Business Understanding

Our team had to tackle a case in which large text collections had to be searched efficiently. They case was particularly focused key concepts like Organizations, People, Locations, but also relations between them. ML methods are able to learn from already annotated examples how to extract relations expressed in text. These methods however need large amount of expert annotations, which are quite expensive.

The current case is an exploration of the idea whether an AI algorithm can be trained to infer the relations off a distant-labeled set, auto-generated via DBPedia.

Data Understanding

The dataset provided contained the following structure:

Company 1 Company 2 TextSnippet Isparent
Centene Corporation Health Net Centene closed the deal with Health Net Inc. True
Health Net Centene Corporation Centene closed the deal with Health Net Inc. False
Aetna Inc. Health Net Aetna and Health Net are competitors.1 False

The overall set contained roughly 89,000 records and was obviously biased towards negative examples so we knew we had to do something about this.

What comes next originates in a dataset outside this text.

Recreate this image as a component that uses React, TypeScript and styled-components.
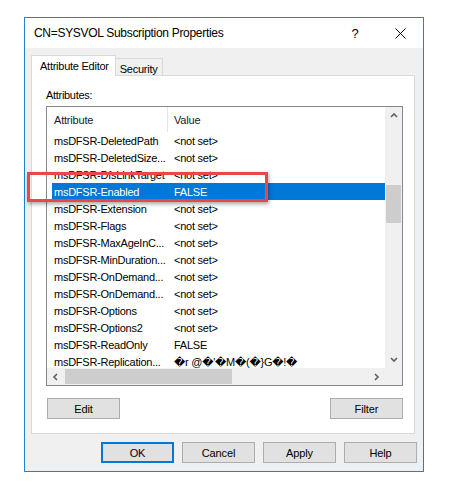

Rendering the length histogram of the provided snippets was also needed, so we could get a feel of what the distribution looked like and respectively adapt the inputs of our models.

Generally, this was one of the tasks with the highest quality data.

Data Preparation

Looking at the snippets column and browsing through its contents, we realized we had to do a number of things:

  • Do general clean-up: remove new lines, end of lines, punctuation, etc
  • Substitute all company names with predefined tokens, so the model could focus solely on the task at hand – extract & classify relationship context
  • Preserve some of the text that supports the relationship we had to model – i.e. text like Microsoft_-owned_ or Microsoft‘s
  • Do a stop-word filtering, carefully omitting stop words that carry information related to the task at hand – e.g. its, his, has, etc.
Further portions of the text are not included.